Tuesday, November 09, 1999

As the Pitt program struggles mightily to regain a place of prominence in college football, it's kind of fun to wonder how much further along the Panthers would be if former Chancellor J. Dennis O'Connor had not intervened in the workings of the athletic department earlier this decade.

 

After Paul Hackett had run the program into the ground with a three-year record of 12-21-1 and was fired after the 1992 season, there was a move within the athletic department to bring back Jackie Sherrill. Although Sherrill was in the employ of Mississippi State at the time, it was believed he might be receptive to such an offer.

But O'Connor wouldn't have it. There had been NCAA violations at Texas A&M while Sherrill ran the program, and that was too much baggage for O'Connor. No matter that Sherrill had run a spotless and fabulously successful program at Pitt from 1977 through 1981 while compiling a 50-9-1 record. No matter that Sherrill had brought in a caliber of student-athletes that Pitt has not since seen and a caliber of football that few college programs ever had.

O'Connor wouldn't have him. Which became Mississippi State's monumental gain and Pitt's enormous loss.

While Johnny Majors, who was hired instead of Sherrill, and incumbent Walt Harris have had immense difficulty raising Pitt up from near the bottom of the lightweight Big East Conference, Sherrill has lifted Mississippi State off the bottom of the mighty Southeastern Conference. And not only to respectability, but also to the top.

Mississippi State is 8-0 and ranked eighth in the country. Pitt is 4-5 and unranked. Sherrill's rebuilding job was every bit as formidable as the one at Pitt. When Sherrill took over Mississippi State in 1991, the Bulldogs were as bad as Pitt was when Majors took over in 1993. They had won only four conference games in the previous four seasons.

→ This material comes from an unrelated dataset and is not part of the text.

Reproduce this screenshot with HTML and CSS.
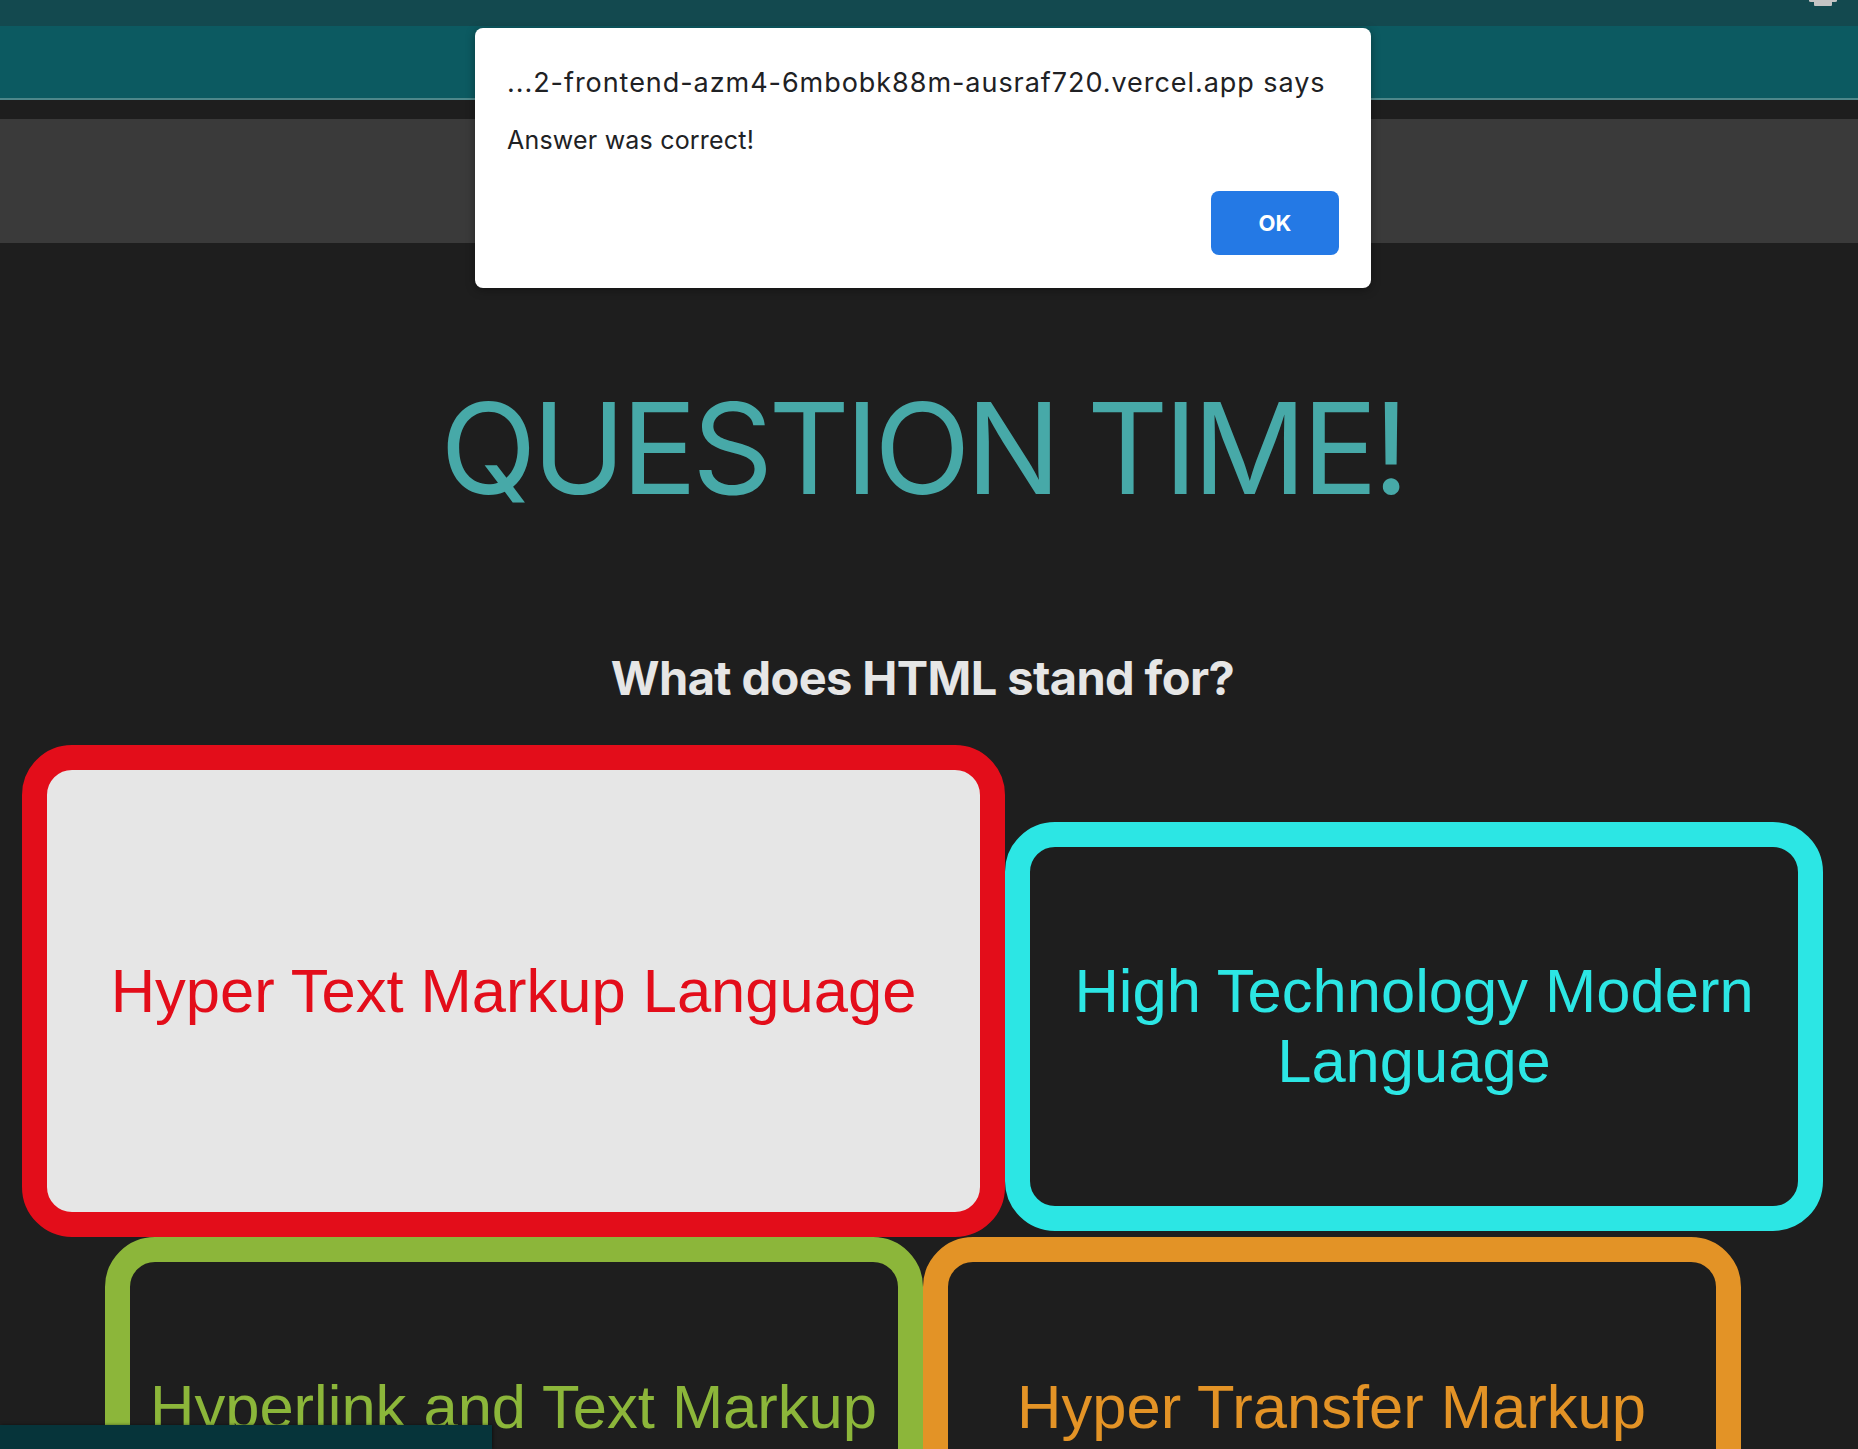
FILE: index.html
```html
<!DOCTYPE html>
<html lang="en">
<head>
<meta charset="utf-8">
<title>Question Time</title>
<link rel="stylesheet" href="styles.css">
</head>
<body>
  <div class="topbar">
    <svg class="topbar-icon" width="28" height="6" viewBox="0 0 28 6" aria-hidden="true">
      <path d="M0 0 H28 V1 Q28 2 26 2 H23 V5 Q23 6 22 6 H6 Q5 6 5 5 V2 H2 Q0 2 0 1 Z" fill="#c4c4c4"/>
    </svg>
  </div>
  <header class="nav"></header>
  <div class="subbar"></div>

  <main class="quiz">
    <h1 class="quiz-title">QUESTION TIME!</h1>
    <h2 class="quiz-question">What does HTML stand for?</h2>
    <div class="answers">
      <div class="answer answer-red is-selected">Hyper Text Markup Language</div>
      <div class="answer answer-cyan">High Technology Modern Language</div>
      <div class="answer answer-green">Hyperlink and Text Markup Language</div>
      <div class="answer answer-orange">Hyper Transfer Markup Language</div>
    </div>
  </main>

  <div class="dock"></div>

  <div class="alert" role="alertdialog">
    <div class="alert-title">...2-frontend-azm4-6mbobk88m-ausraf720.vercel.app says</div>
    <div class="alert-message">Answer was correct!</div>
    <div class="alert-actions">
      <button class="alert-ok">OK</button>
    </div>
  </div>
</body>
</html>
```

FILE: styles.css
```css
* { box-sizing: border-box; }

html, body {
  margin: 0;
  padding: 0;
}

body {
  background: #1e1e1e;
  font-family: "Liberation Sans", Arial, sans-serif;
  position: relative;
  min-height: 1449px;
  overflow: hidden;
}

.topbar {
  height: 26px;
  background: #13494f;
  position: relative;
}

.topbar-icon {
  position: absolute;
  left: 1809px;
  top: 0;
}

.nav {
  height: 74px;
  background: #0c5a61;
  border-bottom: 2px solid #4e878a;
}

.subbar {
  margin-top: 19px;
  height: 124px;
  background: #3a3a3a;
}

.quiz {
  padding-right: 13px;
  text-align: center;
}

.quiz-title {
  margin: 130px 0 0;
  font-family: Inter, "Liberation Sans", sans-serif;
  font-weight: 400;
  font-size: 126px;
  line-height: 151px;
  letter-spacing: -0.037em;
  color: #47a9a8;
}

.quiz-question {
  margin: 126px 0 0;
  font-family: Inter, "Liberation Sans", sans-serif;
  font-weight: 700;
  font-size: 47px;
  line-height: 56px;
  letter-spacing: -0.013em;
  color: #e6e6e6;
}

.answers {
  margin-top: 39px;
  display: flex;
  flex-wrap: wrap;
  justify-content: center;
  align-items: baseline;
}

.answer {
  width: 818px;
  height: 409px;
  border: 25px solid;
  border-radius: 50px;
  display: flex;
  align-items: center;
  justify-content: center;
  text-align: center;
  font-family: "Liberation Sans", Arial, sans-serif;
  font-size: 61.5px;
  line-height: 70px;
  background: #1e1e1e;
}

.answer.is-selected {
  width: 983px;
  height: 492px;
  background: #e6e6e6;
}

.answer-red { color: #e30d1a; border-color: #e30d1a; }
.answer-cyan { color: #2ce6e4; border-color: #2ce6e4; }
.answer-green { color: #8cb63a; border-color: #8cb63a; }
.answer-orange { color: #e39326; border-color: #e39326; }

.dock {
  position: absolute;
  left: 0;
  top: 1425px;
  width: 492px;
  height: 24px;
  background: #06343a;
  box-shadow: 1px 0 3px rgba(0, 0, 0, 0.5);
}

.alert {
  position: absolute;
  left: 475px;
  top: 28px;
  width: 896px;
  height: 260px;
  background: #ffffff;
  border-radius: 8px;
  box-shadow: 0 2px 10px rgba(0, 0, 0, 0.35);
  padding: 40px 32px 32px 32px;
  font-family: Inter, "Liberation Sans", sans-serif;
  color: #202124;
}

.alert-title {
  font-size: 27px;
  line-height: 30px;
  letter-spacing: 0.95px;
  white-space: nowrap;
}

.alert-message {
  margin-top: 28px;
  font-size: 25px;
  line-height: 29px;
  letter-spacing: 0.2px;
}

.alert-actions {
  margin-top: 36px;
  display: flex;
  justify-content: flex-end;
}

.alert-ok {
  width: 128px;
  height: 64px;
  border: 0;
  border-radius: 8px;
  background: #2479e5;
  color: #ffffff;
  font-family: Inter, "Liberation Sans", sans-serif;
  font-weight: 700;
  font-size: 22px;
  padding: 0;
}
```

In Sherrill's first season they won four SEC games. In nine seasons, Sherrill has six winning records. He has won seven games three times and eight games three times. Pitt has never won more than six games this decade, and then only twice, and has had only one winning season.

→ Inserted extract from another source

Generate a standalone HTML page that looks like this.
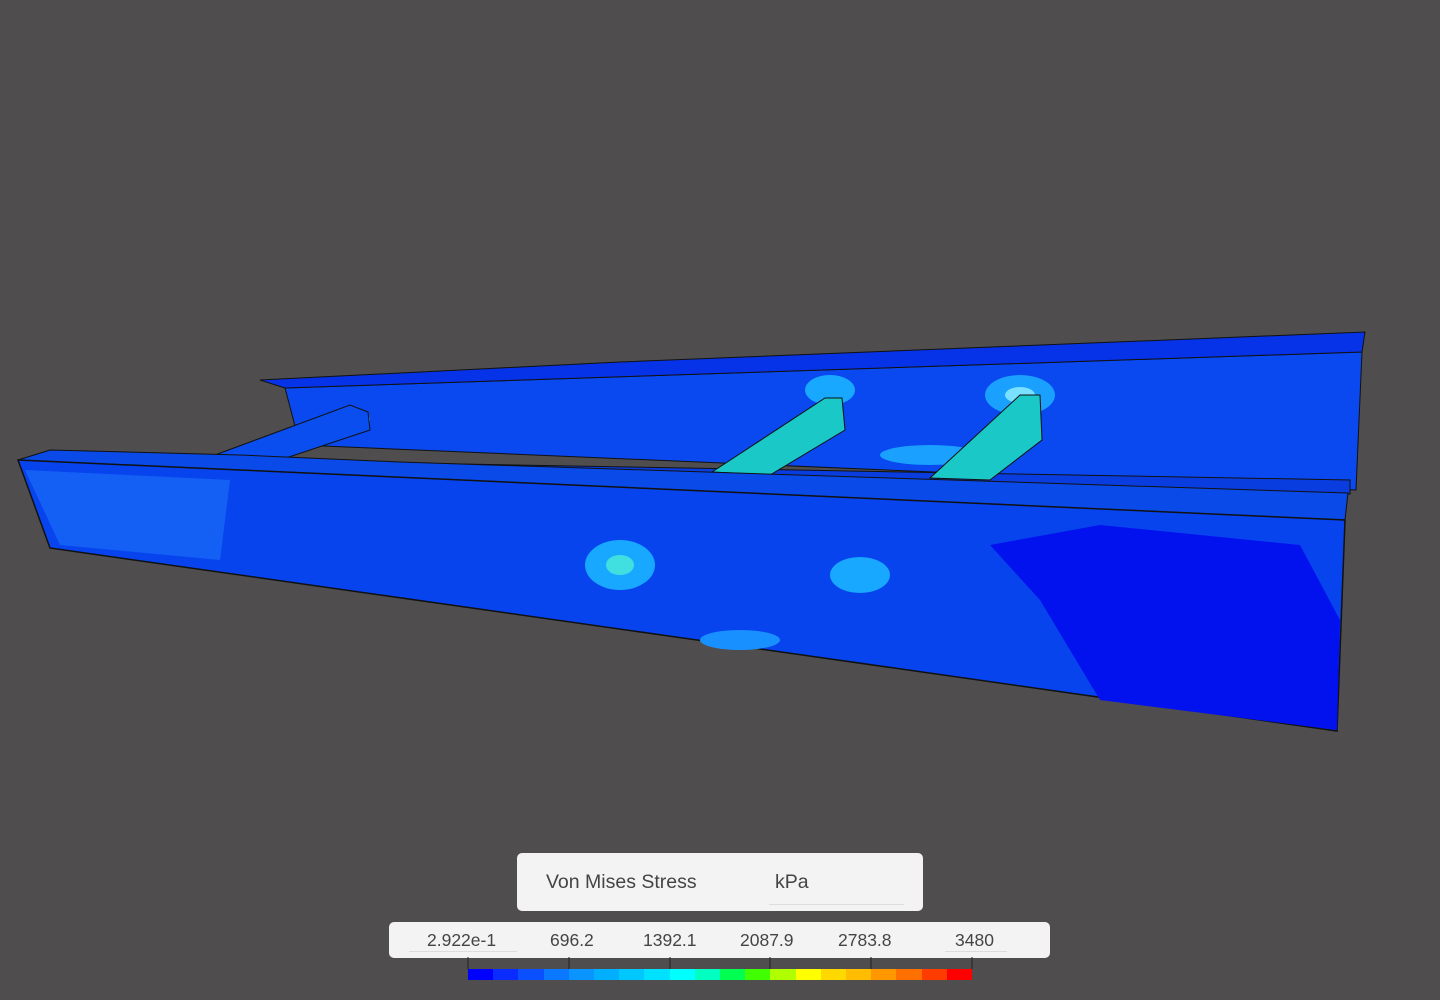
<!DOCTYPE html>
<html><head><meta charset="utf-8"><style>
body{margin:0;width:1440px;height:1000px;background:#4f4d4d;overflow:hidden;font-family:"Liberation Sans",sans-serif;position:relative}
.box{position:absolute;background:#f3f3f3;border-radius:5px;color:#444}
.bar{position:absolute;left:468px;top:969px;height:11px;width:504px;display:flex}
.bar div{flex:1}
</style></head><body>
<svg width="1440" height="1000" style="position:absolute;left:0;top:0">
<polygon points="285,388 1362,352 1356,490 300,445" fill="#0a48f0" stroke="#111" stroke-width="1"/>
<polygon points="260,380 500,368 620,362 1365,332 1362,352 285,388" fill="#0633e8" stroke="#111" stroke-width="1"/>
<ellipse cx="830" cy="390" rx="25" ry="15" fill="#18a8ff"/>
<ellipse cx="1020" cy="395" rx="35" ry="20" fill="#1aa0ff"/>
<ellipse cx="1020" cy="395" rx="15" ry="8" fill="#7ae0ff"/>
<ellipse cx="930" cy="455" rx="50" ry="10" fill="#1aa0ff"/>
<ellipse cx="350" cy="420" rx="20" ry="12" fill="#18a8ff"/>
<polygon points="240,460 1350,480 1350,494 240,470" fill="#0a3de0" stroke="#111"/>
<polygon points="215,455 350,405 368,412 370,430 265,465" fill="#0a4ef0" stroke="#111"/>
<polygon points="712,472 825,398 842,398 845,430 770,475" fill="#1bc8c8" stroke="#111"/>
<polygon points="930,478 1020,395 1040,395 1042,440 990,480" fill="#1bc8c8" stroke="#111"/>
<polygon points="18,460 50,450 240,455 400,462 1348,493 1345,520 240,470" fill="#0a4ae8" stroke="#111"/>
<polygon points="18,460 240,470 1345,520 1337,731 50,548" fill="#0744ee" stroke="#111" stroke-width="1.5"/>
<polygon points="990,545 1100,525 1300,545 1340,620 1337,730 1100,700 1040,600" fill="#0212ef"/>
<polygon points="25,470 230,480 220,560 60,545" fill="#1a6cf8" opacity="0.7"/>
<ellipse cx="620" cy="565" rx="35" ry="25" fill="#18a8ff"/>
<ellipse cx="620" cy="565" rx="14" ry="10" fill="#40e0e0"/>
<ellipse cx="860" cy="575" rx="30" ry="18" fill="#18a8ff"/>
<ellipse cx="740" cy="640" rx="40" ry="10" fill="#1890ff"/>
</svg>
<div class="box" style="left:517px;top:853px;width:406px;height:58px">
<span style="position:absolute;left:29px;top:18px;font-size:19.5px">Von Mises Stress</span>
<span style="position:absolute;left:258px;top:18px;font-size:19.5px">kPa</span>
<div style="position:absolute;left:252px;top:51px;width:135px;height:1px;background:#ddd"></div>
</div>
<div class="box" style="left:389px;top:922px;width:661px;height:36px;font-size:17.5px">
<span style="position:absolute;left:38px;top:8px">2.922e-1</span>
<span style="position:absolute;left:161px;top:8px">696.2</span>
<span style="position:absolute;left:254px;top:8px">1392.1</span>
<span style="position:absolute;left:351px;top:8px">2087.9</span>
<span style="position:absolute;left:449px;top:8px">2783.8</span>
<span style="position:absolute;left:566px;top:8px">3480</span>
<div style="position:absolute;left:20px;top:29px;width:108px;height:1px;background:#ddd"></div>
<div style="position:absolute;left:556px;top:29px;width:62px;height:1px;background:#ddd"></div>
</div>
<svg width="1440" height="1000" style="position:absolute;left:0;top:0">
<g stroke="#222" stroke-width="1">
<line x1="468" y1="957" x2="468" y2="969"/><line x1="569" y1="957" x2="569" y2="969"/><line x1="670" y1="957" x2="670" y2="969"/><line x1="770" y1="957" x2="770" y2="969"/><line x1="871" y1="957" x2="871" y2="969"/><line x1="972" y1="957" x2="972" y2="969"/>
</g></svg>
<div class="bar">
<div style="background:#0000ff"></div><div style="background:#0a2cff"></div><div style="background:#0a50ff"></div><div style="background:#0a78ff"></div><div style="background:#0a94ff"></div><div style="background:#00b0ff"></div><div style="background:#00c8ff"></div><div style="background:#00e0ff"></div><div style="background:#00ffff"></div><div style="background:#00ffc0"></div><div style="background:#00ff50"></div><div style="background:#40ff00"></div><div style="background:#b0ff00"></div><div style="background:#ffff00"></div><div style="background:#ffd800"></div><div style="background:#ffbc00"></div><div style="background:#ff9800"></div><div style="background:#ff7000"></div><div style="background:#ff3c00"></div><div style="background:#ff0000"></div>
</div>
</body></html>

Sherrill isn't pining away about missed opportunities. He's making a success at his third program in three decades and maintains that Mississippi State "will be my last coaching job."

Mississippi State has three games remaining, with Alabama (which it has defeated three years in a row), Arkansas and Mississippi. If it wins those three, it plays in the SEC title game, probably against Florida.

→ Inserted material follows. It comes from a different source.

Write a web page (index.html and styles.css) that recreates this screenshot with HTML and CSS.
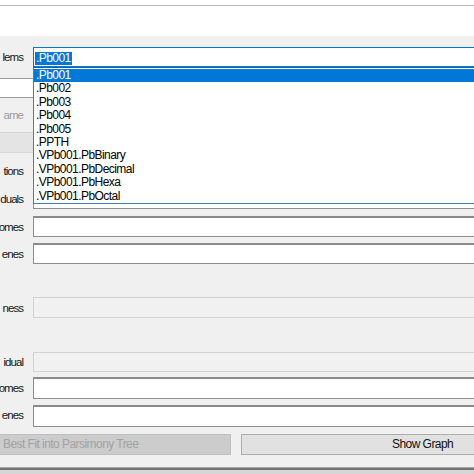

Sherrill is a master recruiter and evaluator of talent. His 1977 Pitt class has to rank as one of the greatest in college history. It included Hugh Green, Rickey Jackson, Mark May and Russ Grimm. He dominated Western Pennsylvania, virtually shutting out Penn State as such players as Dan Marino, Jimbo Covert, Bill Fralic and Dwight Collins matriculated at Pitt.

He also was not afraid to have the best on his coaching staff. He hired Jimmy Johnson as his defensive coordinator in 1977, gave Dave Wannstadt his first job, hired Bob Davie when was an unknown, pulled Joe Moore out of Upper St. Clair High, brought back Foge Fazio and hired Wally English to tutor Marino.

If O'Connor was worried about what Sherrill might have done to the Pitt program, he should have talked to some of the players. Tim Lewis, the highly respected defensive backfield coach of the Steelers, was a first-round draft choice out of Pitt in 1982. When a neck injury ended Lewis' NFL career, Sherrill hired him at Texas A&M.

"As a player, he was like a father to me," said Lewis, after the Steelers win over San Francisco Sunday. "As a coach, he gave me my start. I have unbelievably fond memories of Jackie, and I'm so proud of him and so happy for him that he's doing such a great job this year."

Asked about irregularities as Pitt, Lewis said, "What a joke that would be. I never knew of any improprieties. There was never anything illegal ever mentioned to me.

"As a freshman I told my recruiting coach Joe Moore that I wanted to go home for a visit. He told me to get a bus schedule and call my mother."

Sherrill won't talk about what might be ahead for the Bulldogs. "We don't do that," he said. "We're just trying to win our next football game."

That's something Jackie Sherrill is awfully good at doing.

What would it have been like if J. Dennis O'Connor had stayed out of the athletic department's business in 1992?